(Dataset records)
-------

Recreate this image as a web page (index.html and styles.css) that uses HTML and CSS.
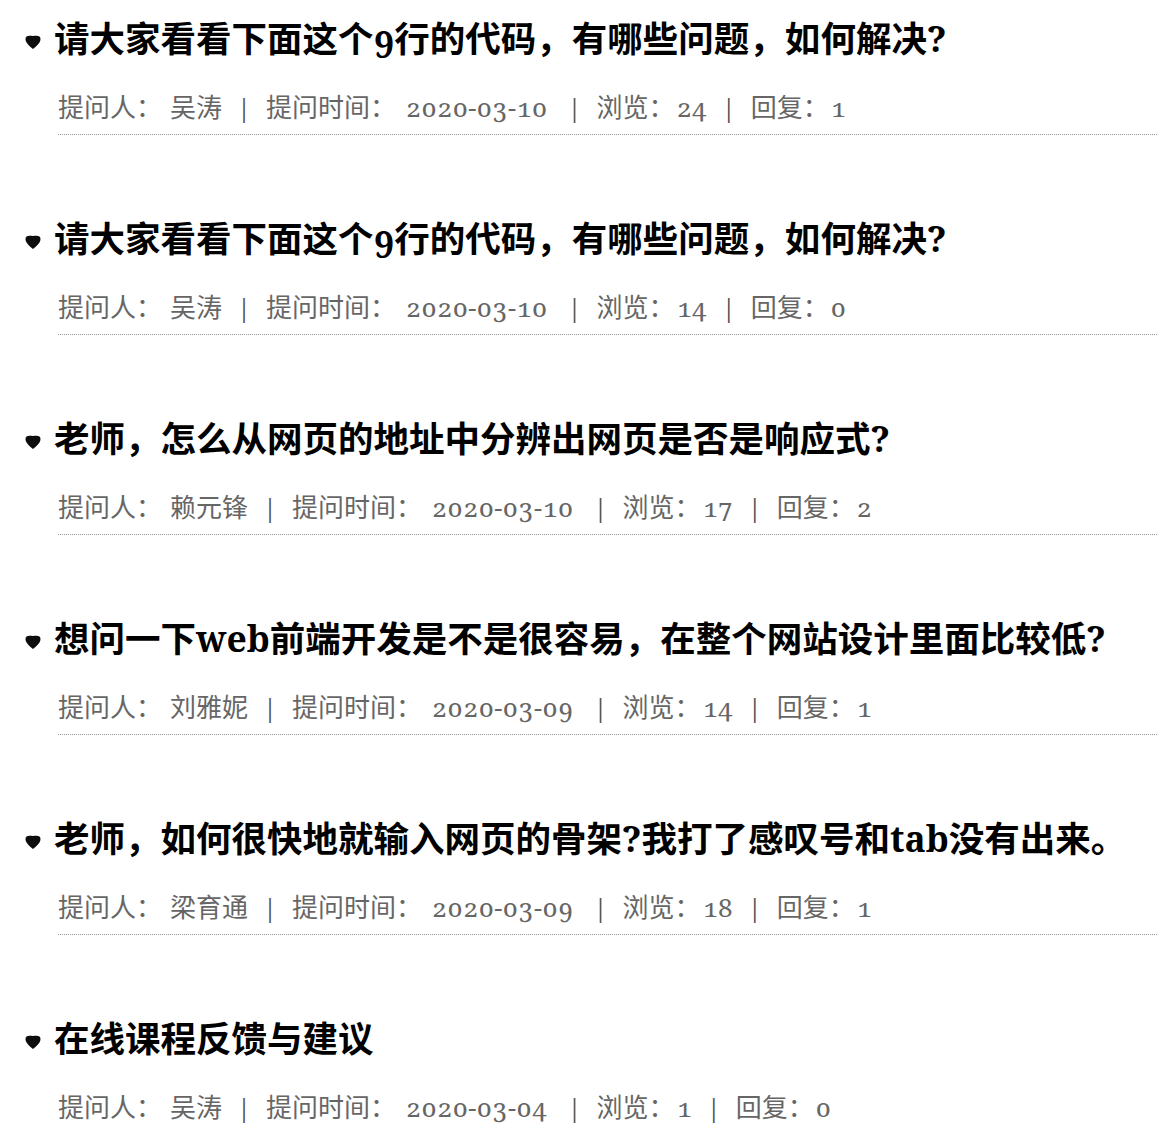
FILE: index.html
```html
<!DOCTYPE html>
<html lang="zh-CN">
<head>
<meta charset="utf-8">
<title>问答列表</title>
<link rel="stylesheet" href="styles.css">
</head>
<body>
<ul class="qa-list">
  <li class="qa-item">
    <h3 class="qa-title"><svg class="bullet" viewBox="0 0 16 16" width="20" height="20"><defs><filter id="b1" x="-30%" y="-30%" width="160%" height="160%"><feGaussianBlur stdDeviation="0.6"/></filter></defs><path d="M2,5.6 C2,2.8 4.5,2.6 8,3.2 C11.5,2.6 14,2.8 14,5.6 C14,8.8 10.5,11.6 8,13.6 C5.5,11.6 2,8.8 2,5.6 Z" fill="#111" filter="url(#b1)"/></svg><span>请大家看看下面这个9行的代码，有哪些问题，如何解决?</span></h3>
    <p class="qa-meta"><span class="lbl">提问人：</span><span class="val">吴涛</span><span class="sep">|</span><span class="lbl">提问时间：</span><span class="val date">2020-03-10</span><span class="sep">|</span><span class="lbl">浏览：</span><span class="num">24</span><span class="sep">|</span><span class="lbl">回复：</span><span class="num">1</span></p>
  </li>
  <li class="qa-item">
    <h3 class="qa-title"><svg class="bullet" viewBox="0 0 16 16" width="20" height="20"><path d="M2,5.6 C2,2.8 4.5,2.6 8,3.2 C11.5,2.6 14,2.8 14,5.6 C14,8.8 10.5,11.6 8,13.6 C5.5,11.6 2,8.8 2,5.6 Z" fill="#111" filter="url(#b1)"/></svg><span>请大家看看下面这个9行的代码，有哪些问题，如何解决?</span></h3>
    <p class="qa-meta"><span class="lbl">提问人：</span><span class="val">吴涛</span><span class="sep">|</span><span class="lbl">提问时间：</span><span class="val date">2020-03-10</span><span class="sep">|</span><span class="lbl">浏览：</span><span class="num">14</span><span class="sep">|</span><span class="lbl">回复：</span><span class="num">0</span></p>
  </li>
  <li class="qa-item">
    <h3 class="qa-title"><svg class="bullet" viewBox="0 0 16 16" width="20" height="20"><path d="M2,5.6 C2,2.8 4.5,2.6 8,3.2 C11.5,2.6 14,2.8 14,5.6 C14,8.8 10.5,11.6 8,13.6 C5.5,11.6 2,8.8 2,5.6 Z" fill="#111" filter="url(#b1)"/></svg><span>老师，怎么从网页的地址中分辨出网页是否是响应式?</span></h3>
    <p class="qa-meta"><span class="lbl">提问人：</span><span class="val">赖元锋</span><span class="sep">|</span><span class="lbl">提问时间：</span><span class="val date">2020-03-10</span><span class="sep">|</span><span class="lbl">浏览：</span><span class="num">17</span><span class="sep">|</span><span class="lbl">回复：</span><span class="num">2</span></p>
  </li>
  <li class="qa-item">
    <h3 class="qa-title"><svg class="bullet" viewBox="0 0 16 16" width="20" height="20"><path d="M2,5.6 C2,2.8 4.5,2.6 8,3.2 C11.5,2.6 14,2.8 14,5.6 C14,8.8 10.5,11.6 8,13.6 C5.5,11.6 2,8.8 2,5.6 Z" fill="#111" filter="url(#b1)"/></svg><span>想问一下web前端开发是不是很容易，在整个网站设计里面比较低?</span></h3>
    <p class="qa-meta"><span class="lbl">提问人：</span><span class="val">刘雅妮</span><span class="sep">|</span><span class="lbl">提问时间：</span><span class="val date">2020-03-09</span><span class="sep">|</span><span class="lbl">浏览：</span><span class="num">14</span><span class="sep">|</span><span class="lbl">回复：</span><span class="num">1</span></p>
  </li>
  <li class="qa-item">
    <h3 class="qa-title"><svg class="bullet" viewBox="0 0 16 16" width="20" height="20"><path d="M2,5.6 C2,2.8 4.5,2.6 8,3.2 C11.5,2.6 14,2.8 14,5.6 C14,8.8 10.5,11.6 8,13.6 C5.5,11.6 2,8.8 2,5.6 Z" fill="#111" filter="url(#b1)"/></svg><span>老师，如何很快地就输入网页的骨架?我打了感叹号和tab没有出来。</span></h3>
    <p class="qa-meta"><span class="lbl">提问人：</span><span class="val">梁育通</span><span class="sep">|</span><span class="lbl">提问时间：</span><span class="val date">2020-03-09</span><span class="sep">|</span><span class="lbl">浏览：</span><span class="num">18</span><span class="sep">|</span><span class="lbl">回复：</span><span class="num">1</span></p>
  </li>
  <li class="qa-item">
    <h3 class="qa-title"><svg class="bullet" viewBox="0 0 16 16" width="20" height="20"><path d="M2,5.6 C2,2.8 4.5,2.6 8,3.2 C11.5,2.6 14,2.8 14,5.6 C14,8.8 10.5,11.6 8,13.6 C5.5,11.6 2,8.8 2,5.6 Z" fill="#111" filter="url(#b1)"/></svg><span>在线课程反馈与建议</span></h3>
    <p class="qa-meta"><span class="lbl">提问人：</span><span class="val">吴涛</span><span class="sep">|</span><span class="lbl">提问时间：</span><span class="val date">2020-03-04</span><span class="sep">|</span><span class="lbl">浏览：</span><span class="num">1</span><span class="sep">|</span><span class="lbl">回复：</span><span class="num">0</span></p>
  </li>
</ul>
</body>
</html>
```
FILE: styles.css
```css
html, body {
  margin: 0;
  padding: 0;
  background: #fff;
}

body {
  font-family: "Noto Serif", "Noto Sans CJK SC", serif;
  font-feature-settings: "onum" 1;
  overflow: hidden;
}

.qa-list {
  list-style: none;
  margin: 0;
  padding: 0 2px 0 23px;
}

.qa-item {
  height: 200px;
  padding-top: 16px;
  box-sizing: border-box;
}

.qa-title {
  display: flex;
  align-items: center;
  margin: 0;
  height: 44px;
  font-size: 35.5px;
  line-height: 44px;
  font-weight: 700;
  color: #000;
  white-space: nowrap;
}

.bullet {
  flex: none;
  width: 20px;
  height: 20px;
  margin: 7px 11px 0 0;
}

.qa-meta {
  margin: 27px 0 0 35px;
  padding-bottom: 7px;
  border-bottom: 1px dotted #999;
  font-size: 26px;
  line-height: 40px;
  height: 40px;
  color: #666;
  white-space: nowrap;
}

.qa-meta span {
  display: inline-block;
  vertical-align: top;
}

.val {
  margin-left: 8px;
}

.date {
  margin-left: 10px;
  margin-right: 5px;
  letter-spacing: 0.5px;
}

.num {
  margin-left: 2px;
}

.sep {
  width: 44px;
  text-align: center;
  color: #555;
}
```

-------

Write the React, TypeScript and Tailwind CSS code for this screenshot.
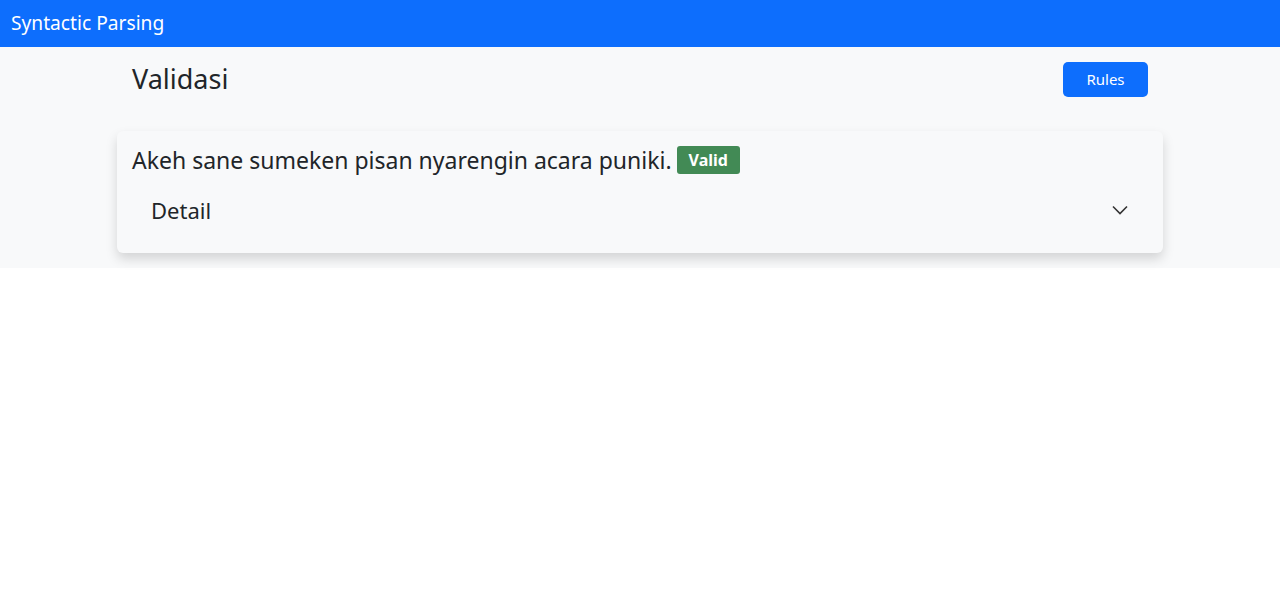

-------

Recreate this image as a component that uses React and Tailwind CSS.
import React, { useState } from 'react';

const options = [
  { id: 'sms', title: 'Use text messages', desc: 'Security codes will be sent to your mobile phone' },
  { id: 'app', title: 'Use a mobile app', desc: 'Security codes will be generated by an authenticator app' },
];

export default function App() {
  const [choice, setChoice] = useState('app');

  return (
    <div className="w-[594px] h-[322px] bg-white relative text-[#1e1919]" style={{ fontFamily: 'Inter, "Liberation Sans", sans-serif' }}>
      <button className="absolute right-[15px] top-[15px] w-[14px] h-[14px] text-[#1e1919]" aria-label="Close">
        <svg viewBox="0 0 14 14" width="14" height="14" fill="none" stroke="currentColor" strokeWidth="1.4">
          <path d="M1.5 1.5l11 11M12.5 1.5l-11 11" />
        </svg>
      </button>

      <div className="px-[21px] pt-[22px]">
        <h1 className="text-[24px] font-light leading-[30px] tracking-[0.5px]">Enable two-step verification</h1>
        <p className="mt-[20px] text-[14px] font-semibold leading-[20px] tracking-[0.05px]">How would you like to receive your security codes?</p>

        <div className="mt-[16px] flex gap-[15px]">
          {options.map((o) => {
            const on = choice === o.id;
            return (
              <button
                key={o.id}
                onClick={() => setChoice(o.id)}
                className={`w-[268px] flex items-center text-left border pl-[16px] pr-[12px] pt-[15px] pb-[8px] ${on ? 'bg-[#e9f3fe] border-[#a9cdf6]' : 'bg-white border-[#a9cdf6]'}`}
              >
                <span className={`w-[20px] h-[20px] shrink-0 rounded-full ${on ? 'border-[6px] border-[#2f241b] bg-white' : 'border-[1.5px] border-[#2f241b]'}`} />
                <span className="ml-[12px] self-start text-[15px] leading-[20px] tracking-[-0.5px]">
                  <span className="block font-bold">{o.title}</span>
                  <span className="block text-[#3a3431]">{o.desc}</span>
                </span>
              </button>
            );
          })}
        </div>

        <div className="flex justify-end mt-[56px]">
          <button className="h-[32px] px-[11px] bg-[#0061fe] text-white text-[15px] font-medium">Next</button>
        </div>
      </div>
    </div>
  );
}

-------

(Your task) Please print exactly, and only, the lines from the line with "Recreate this image as a component" to the line with "your security codes?</p>", both included.

(In response)
Recreate this image as a component that uses React and Tailwind CSS.
import React, { useState } from 'react';

const options = [
  { id: 'sms', title: 'Use text messages', desc: 'Security codes will be sent to your mobile phone' },
  { id: 'app', title: 'Use a mobile app', desc: 'Security codes will be generated by an authenticator app' },
];

export default function App() {
  const [choice, setChoice] = useState('app');

  return (
    <div className="w-[594px] h-[322px] bg-white relative text-[#1e1919]" style={{ fontFamily: 'Inter, "Liberation Sans", sans-serif' }}>
      <button className="absolute right-[15px] top-[15px] w-[14px] h-[14px] text-[#1e1919]" aria-label="Close">
        <svg viewBox="0 0 14 14" width="14" height="14" fill="none" stroke="currentColor" strokeWidth="1.4">
          <path d="M1.5 1.5l11 11M12.5 1.5l-11 11" />
        </svg>
      </button>

      <div className="px-[21px] pt-[22px]">
        <h1 className="text-[24px] font-light leading-[30px] tracking-[0.5px]">Enable two-step verification</h1>
        <p className="mt-[20px] text-[14px] font-semibold leading-[20px] tracking-[0.05px]">How would you like to receive your security codes?</p>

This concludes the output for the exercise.